Haut les coeurs

Ieri, otto dicembre, sono andata al centro commerciale del capoluogo, in emergenza perché anche stavolta avevo finito le lenti a contatto. Era pieno di persone che ronzavano da tutti gli angoli, in cerca di regali, con famiglie numerose. Le comitive più appariscenti erano gruppi di famiglie amiche provenienti da piccoli paesi, si muovevano in gruppo largo di tutte le età, impermeabili a ciascuna fila, ciascun senso obbligato, sciamavano in tutte le direzioni. Ero in fila al fast food per procacciare il pasto felice (che di felice ha ben poco) richiesto dalla mia bimba, la comitiva si ricongiungeva e riseparava, passava da una cassa all’altra incurante di distanze di sicurezza, di file, di priorità acquisita, si faceva rimbrottare dalle operatrici che cercavano di mantenere un minimo ordine “Signore, deve tenere la fila di quella cassa!” “Scusi sa, ma devo chiedere al mio amico laggiù”. Ho pensato alle volte che, in campagna percorrendo la strada verso la spiaggia, mi facevo sorprendere da un gregge di pecore, moltitudine imprevedibile che sfilava da tutte le parti. L’unico era rimanere fermi e attendere il loro passaggio, evitando di muoversi per non ferire animali, quasi trattenendo il respiro. Ed in testa avevo la canzone di Fauve che martellava, nella scena appena vista nella serie di Zerocalcare, haut les coeurs haut les coeurs haut les coeurs.

Coraggio.

Qualsiasi cosa arrivi, si sta fermi e si attende il passaggio.

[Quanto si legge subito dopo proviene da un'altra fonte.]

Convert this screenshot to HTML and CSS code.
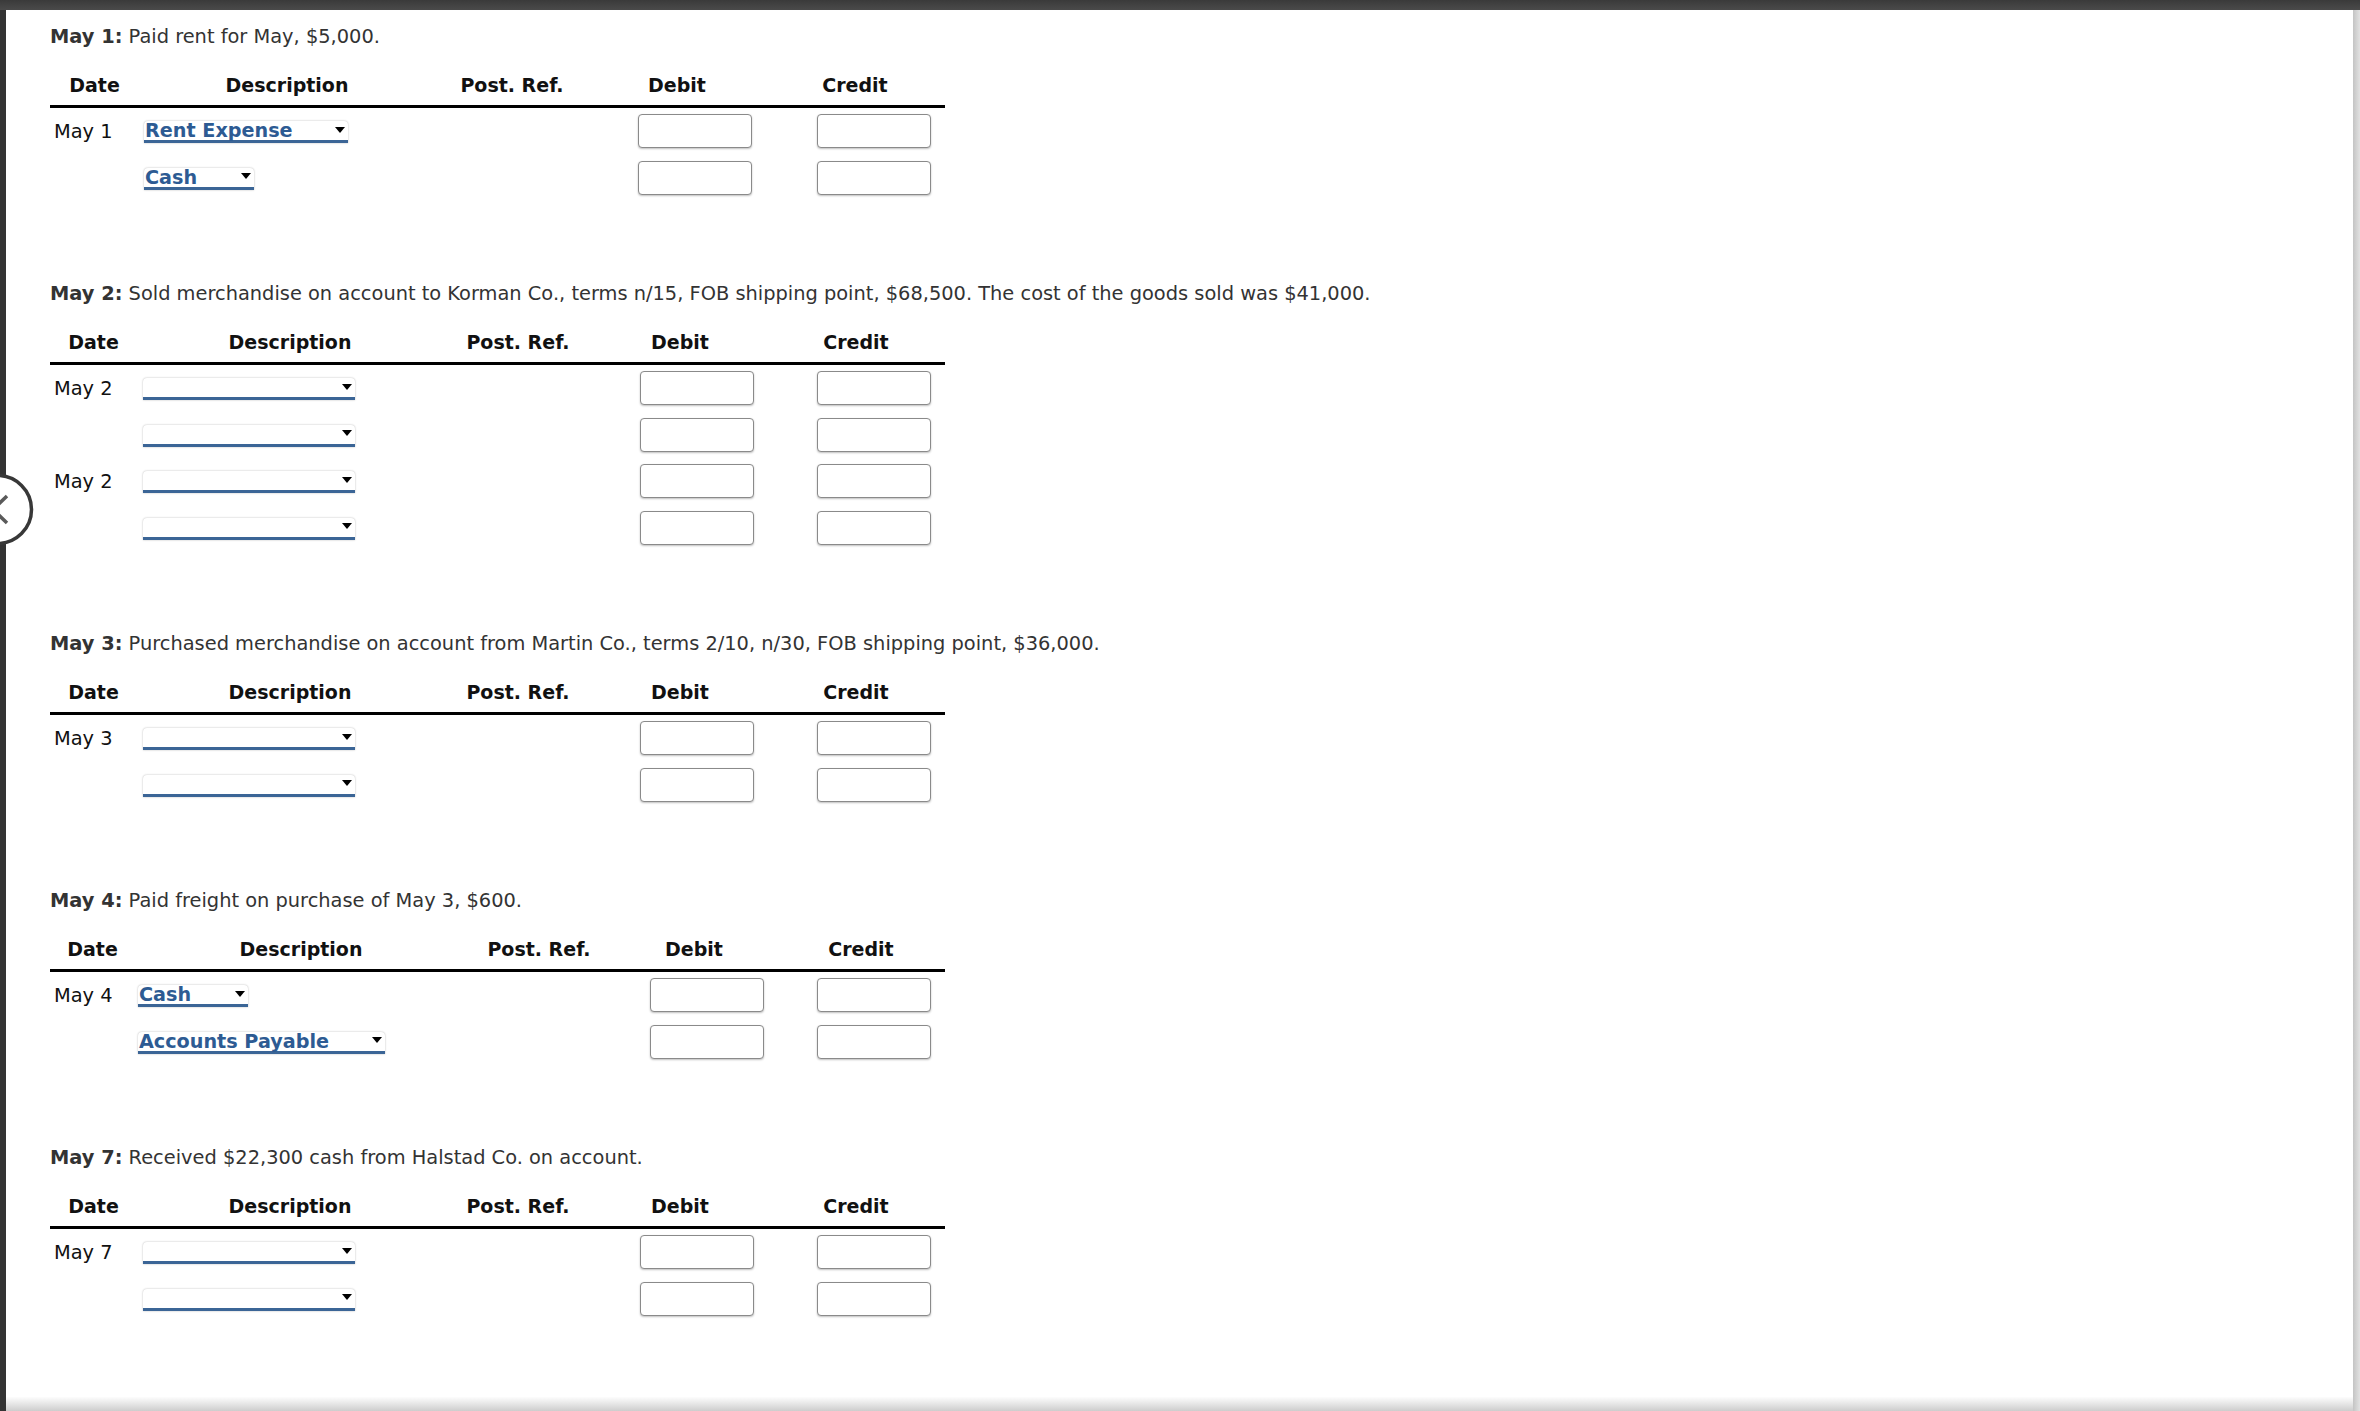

2 pensieri su “Haut les coeurs

  1. Fortissima la canzone!!! 😀 in effetti la gente non ragiona più: il caro vecchio “buon senso”, il vecchio “rispetto” per gli altri… sembrano ormai desueti ai più ed in pandemia ignorati totalmente, mentre avremmo bisogno che li si usasse ancora con maggior accuratezza e più frequentemente… Inutile… hai perfettamente ragione: bisogna fermarsi e lasciarli passare, aspettare che l’onda svanisca, si disperda lontano da noi… in bocca al lupo e buona vita mia cara ♥

    1. Bella davvero, Renata! Sì, ormai non credo valga più la pena di brontolare, l’unico modo che ho trovato è lasciar passare l’onda di piena. Tanto nessuno mi ascolterebbe. Buona vita a te, cara Renata!